Otomobil, insanlık tarihinin en dönüştürücü icatlarından biridir. Sadece bir ulaşım aracı olmaktan çok öteye geçen otomobil, kültürel değişimleri tetiklemiş, ekonomileri şekillendirmiş ve dünyayı küçültmüştür. Bu makalede, otomobilin evrimini, toplumsal etkilerini ve geleceğini ele alacağız.
İlk otomobiller, 19. yüzyılın sonlarında ortaya çıkmış, buhar gücüyle çalışan ağır ve hantal makinelerdi. Karl Benz’in 1886’da ürettiği üç tekerlekli Patent-Motorwagen, genellikle ilk pratik otomobil olarak kabul edilir. Ardından, Gottlieb Daimler ve Wilhelm Maybach gibi öncü mucitler, içten yanmalı motorun gelişimiyle otomobilin tasarımını ve performansını önemli ölçüde iyileştirdiler. Bu dönem, otomobilin yavaş ama emin adımlarla gelişmesinin ve yaygınlaşmasının önünü açtı.

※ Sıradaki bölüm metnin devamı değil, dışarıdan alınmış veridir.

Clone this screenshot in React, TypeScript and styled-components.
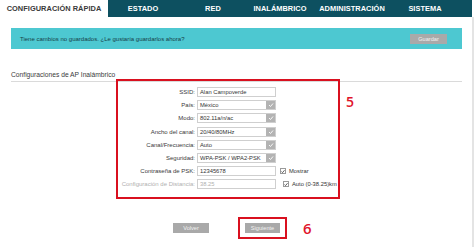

20. yüzyılın başlarında, Henry Ford’un seri üretim yöntemleri, otomobilin fiyatını düşürerek daha geniş kitlelere ulaşmasını sağladı. Ford Model T, otomobilin sadece zenginlerin değil, orta sınıfın da ulaşabileceği bir ulaşım aracı haline gelmesini sağladı. Bu dönem, otomobilin ekonomik ve sosyal hayata entegre olmasının da başlangıcı oldu. Şehirler genişledi, banliyöler oluştu ve işyerlerine uzaktan ulaşım kolaylaştı.
Ancak otomobilin yaygınlaşması çevresel sorunları da beraberinde getirdi. Atmosfere salınan egzoz gazları hava kirliliğine yol açarken, artan araç trafiği şehirlerde tıkanıklıklara neden oldu. Bu olumsuz etkiler, otomobil endüstrisinin daha çevre dostu ve sürdürülebilir çözümler bulması için baskı yarattı.
Günümüzde otomobil endüstrisi, yakıt verimliliğini artırmaya, emisyonları azaltmaya ve alternatif yakıt kaynaklarını geliştirmeye odaklanmış durumda. Hibrit araçlar, elektrikli araçlar ve hidrojenle çalışan araçlar, otomobilin geleceğini şekillendirme potansiyeline sahip. Ayrıca, otonom sürüş teknolojilerindeki ilerlemeler, otomobilin güvenliğini ve verimliliğini artırırken, trafik akışını optimize edebilir.
Otomobilin evrimi sadece teknolojik gelişmelerle sınırlı değildir. Tasarım, stil ve pazarlama da otomobilin yaygınlaşmasında önemli bir rol oynamıştır. Otomobiller, sosyal statünün, kişisel zevkin ve yaşam tarzının bir ifadesi haline gelmiştir. Her marka, kendine özgü bir kimlik ve tarz oluşturarak tüketicilere çeşitli seçenekler sunmuştur. Spor otomobiller, lüks sedanlar, SUV’lar ve pikap kamyonlar, farklı ihtiyaç ve tercihleri karşılamak üzere tasarlanmıştır.
Ancak otomobilin geleceği belirsizliğini koruyor. Otonom sürüş teknolojilerinin yaygınlaşması, sürücü ihtiyacını ortadan kaldırabilecek ve otomobilin sahiplik modelini değiştirebilir. Paylaşım ekonomisi ve araç kiralama hizmetlerinin artması, otomobil sahipliğinin yerini daha esnek ve maliyet etkin çözümlerin almasına yol açabilir. Ayrıca, şehir planlamasında ve altyapı yatırımlarında, otomobilin çevresel etkilerini en aza indirgeyecek ve sürdürülebilir bir ulaşım sistemine geçişi kolaylaştıracak adımlar atılması gerekiyor.
Özetle, otomobil, insanlık tarihinin gidişatını değiştirmiş, toplumsal yapıyı yeniden şekillendirmiş ve ekonomik gelişmeyi yönlendirmiş bir teknolojik mucizedir. Gelecekte, çevre dostu teknolojiler, otonom sürüş ve paylaşım ekonomisi, otomobilin nasıl kullanıldığını ve sahip olunduğunu kökten değiştirebilir. Ancak, otomobilin insan yaşamındaki merkezi rolü, önümüzdeki yıllarda da devam edeceğe benziyor.